**Work to be completed**
Can you transcribe every line exactly and leave the pictures behind?
***** Given data
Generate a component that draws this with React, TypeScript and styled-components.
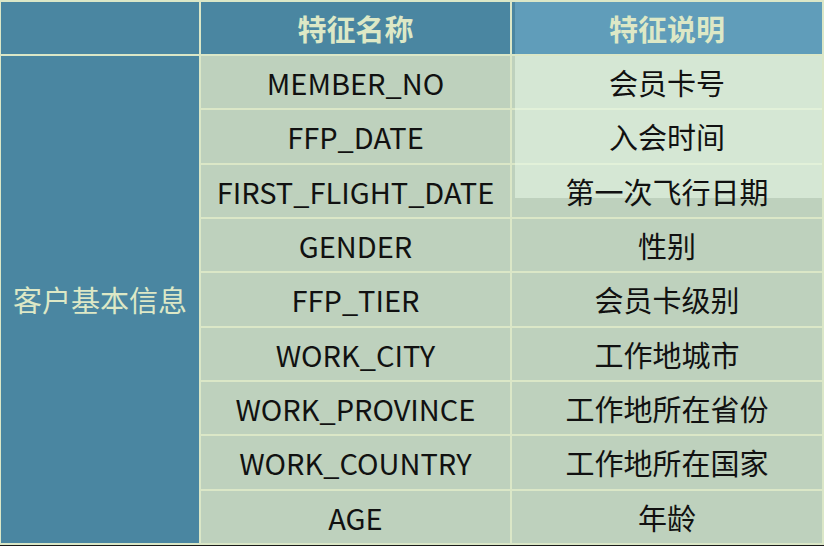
import React from "react";
import styled, { createGlobalStyle } from "styled-components";

const GlobalStyle = createGlobalStyle`
  html, body {
    margin: 0;
    padding: 0;
    background: #1a1a1a;
  }
  body {
    font-family: "Noto Sans CJK SC", "Noto Sans", sans-serif;
  }
`;

const Table = styled.div`
  position: relative;
  width: 824px;
  height: 545px;
  box-sizing: border-box;
  padding: 2px 2px 2px 1px;
  background: #dbe7c7;
  display: grid;
  grid-template-columns: 198px 309px 310px;
  grid-template-rows: 52px repeat(9, 1fr);
  gap: 2px;
`;

const HeadCell = styled.div<{ $light?: boolean }>`
  background: ${(p) => (p.$light ? "#609dba" : "#4a86a1")};
  box-shadow: ${(p) => (p.$light ? "inset 3px 0 0 #4a86a1" : "none")};
  color: #dde8c6;
  font-weight: 700;
  font-size: 29px;
  display: flex;
  align-items: center;
  justify-content: center;
`;

const GroupCell = styled.div`
  grid-row: 2 / span 9;
  background: #4a86a1;
  color: #dde8c6;
  font-size: 29px;
  display: flex;
  align-items: center;
  justify-content: center;
`;

const Cell = styled.div`
  background: #bed1bd;
  color: #111;
  font-size: 29px;
  display: flex;
  align-items: center;
  justify-content: center;
`;

const Label = styled.span`
  position: relative;
  z-index: 2;
`;

const Highlight = styled.div`
  position: absolute;
  left: 515px;
  top: 56px;
  width: 307px;
  height: 142px;
  background: rgba(232, 250, 232, 0.55);
  z-index: 1;
  pointer-events: none;
`;

const rows: [string, string][] = [
  ["MEMBER_NO", "会员卡号"],
  ["FFP_DATE", "入会时间"],
  ["FIRST_FLIGHT_DATE", "第一次飞行日期"],
  ["GENDER", "性别"],
  ["FFP_TIER", "会员卡级别"],
  ["WORK_CITY", "工作地城市"],
  ["WORK_PROVINCE", "工作地所在省份"],
  ["WORK_COUNTRY", "工作地所在国家"],
  ["AGE", "年龄"],
];

export default function App() {
  return (
    <>
      <GlobalStyle />
      <Table>
        <HeadCell />
        <HeadCell>特征名称</HeadCell>
        <HeadCell $light>特征说明</HeadCell>
        <GroupCell>
          <Label>客户基本信息</Label>
        </GroupCell>
        {rows.map(([name, desc]) => (
          <React.Fragment key={name}>
            <Cell style={{ gridColumn: 2 }}>
              <Label>{name}</Label>
            </Cell>
            <Cell style={{ gridColumn: 3 }}>
              <Label>{desc}</Label>
            </Cell>
          </React.Fragment>
        ))}
        <Highlight />
      </Table>
    </>
  );
}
**********
**Response**
Generate a component that draws this with React, TypeScript and styled-components.
import React from "react";
import styled, { createGlobalStyle } from "styled-components";

const GlobalStyle = createGlobalStyle`
  html, body {
    margin: 0;
    padding: 0;
    background: #1a1a1a;
  }
  body {
    font-family: "Noto Sans CJK SC", "Noto Sans", sans-serif;
  }
`;

const Table = styled.div`
  position: relative;
  width: 824px;
  height: 545px;
  box-sizing: border-box;
  padding: 2px 2px 2px 1px;
  background: #dbe7c7;
  display: grid;
  grid-template-columns: 198px 309px 310px;
  grid-template-rows: 52px repeat(9, 1fr);
  gap: 2px;
`;

const HeadCell = styled.div<{ $light?: boolean }>`
  background: ${(p) => (p.$light ? "#609dba" : "#4a86a1")};
  box-shadow: ${(p) => (p.$light ? "inset 3px 0 0 #4a86a1" : "none")};
  color: #dde8c6;
  font-weight: 700;
  font-size: 29px;
  display: flex;
  align-items: center;
  justify-content: center;
`;

const GroupCell = styled.div`
  grid-row: 2 / span 9;
  background: #4a86a1;
  color: #dde8c6;
  font-size: 29px;
  display: flex;
  align-items: center;
  justify-content: center;
`;

const Cell = styled.div`
  background: #bed1bd;
  color: #111;
  font-size: 29px;
  display: flex;
  align-items: center;
  justify-content: center;
`;

const Label = styled.span`
  position: relative;
  z-index: 2;
`;

const Highlight = styled.div`
  position: absolute;
  left: 515px;
  top: 56px;
  width: 307px;
  height: 142px;
  background: rgba(232, 250, 232, 0.55);
  z-index: 1;
  pointer-events: none;
`;

const rows: [string, string][] = [
  ["MEMBER_NO", "会员卡号"],
  ["FFP_DATE", "入会时间"],
  ["FIRST_FLIGHT_DATE", "第一次飞行日期"],
  ["GENDER", "性别"],
  ["FFP_TIER", "会员卡级别"],
  ["WORK_CITY", "工作地城市"],
  ["WORK_PROVINCE", "工作地所在省份"],
  ["WORK_COUNTRY", "工作地所在国家"],
  ["AGE", "年龄"],
];

export default function App() {
  return (
    <>
      <GlobalStyle />
      <Table>
        <HeadCell />
        <HeadCell>特征名称</HeadCell>
        <HeadCell $light>特征说明</HeadCell>
        <GroupCell>
          <Label>客户基本信息</Label>
        </GroupCell>
        {rows.map(([name, desc]) => (
          <React.Fragment key={name}>
            <Cell style={{ gridColumn: 2 }}>
              <Label>{name}</Label>
            </Cell>
            <Cell style={{ gridColumn: 3 }}>
              <Label>{desc}</Label>
            </Cell>
          </React.Fragment>
        ))}
        <Highlight />
      </Table>
    </>
  );
}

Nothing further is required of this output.